The German World Cup winner Mesut Özil blamed his retirement on disrespect from the German fans, as he claimed that “I am German when we win, an immigrant when we lose”: a poignant message from one of the biggest names in the modern game.
In Italy, die-hard fans known as “ultras” are increasingly linked with neo-Nazi and fascist movements. Lazio are arguably the worst offenders. Some fans showed banners supporting the Holocaust and attacking Tottenham fans due to the London club’s Jewish background. These may be extreme cases, but it is clear the abuse experienced by Sterling and Pierre-Emerick Aubameyang were not isolated incidents, but part of a wider culture of discrimination. One only has to look at how frequently black players are categorised as being quick and powerful but technically inept, or not ‘smart’ footballers – a criticism baselessly levied at Napoli defender Kalidou Koulibaly by pundit Steve McManaman during BT Sport’s coverage of Napoli’s Champions League campaign this season.

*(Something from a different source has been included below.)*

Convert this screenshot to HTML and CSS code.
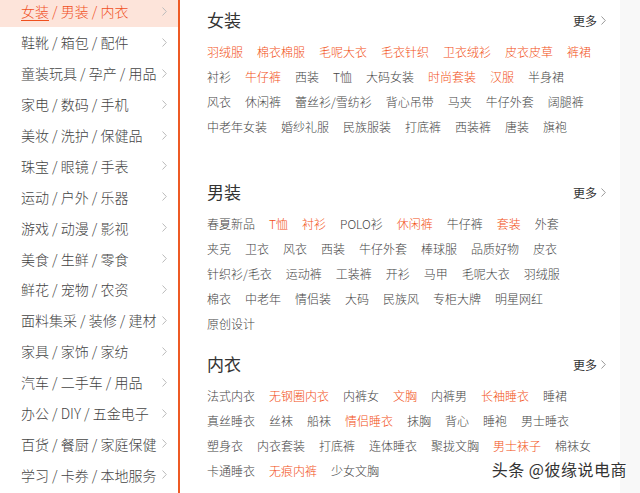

“ultras” are increasingly linked with neo-Nazi and fascist movements

With all this information easily accessible, why is there not more coverage of racism in football in the mainstream press? Why is it the responsibility of a 24-year-old athlete, whose focus should be on his career, to start a national conversation about the way black players are treated?

With most cases of abuse at high-profile matches, it is briefly discussed, universally condemned and the abusers are banned or arrested. Post-match, the incident is forgotten, and no real change is made or conversation had. In the FA’s English Football’s Inclusion and Anti-Discrimination Action Plan, there is a detailed goal “to instil confidence in reporting discrimination”, but not enough is being done to alter a culture that thinks it is acceptable to abuse players in the first place.

Sterling posted on Instagram showing two players in very similar situations being treated differently by the press due to their race. This was a wonderfully open protest that has started a healthy debate about racism in British football. However, it came just a week after a banana was thrown at Aubameyang during the North London derby, and a month after PSG admitted to racially profiling young players, so why was this debate not already taking place on the national, if not the world stage?

We cannot rely on players to lead the way in stamping out racism in football. Although it is a necessary starting point, there needs to be more action from the FA and other major associations across the world if abuse and discrimination at all levels of the game will ever be completely eradicated. Until then, the boy at the baseball game will continue to learn from his father.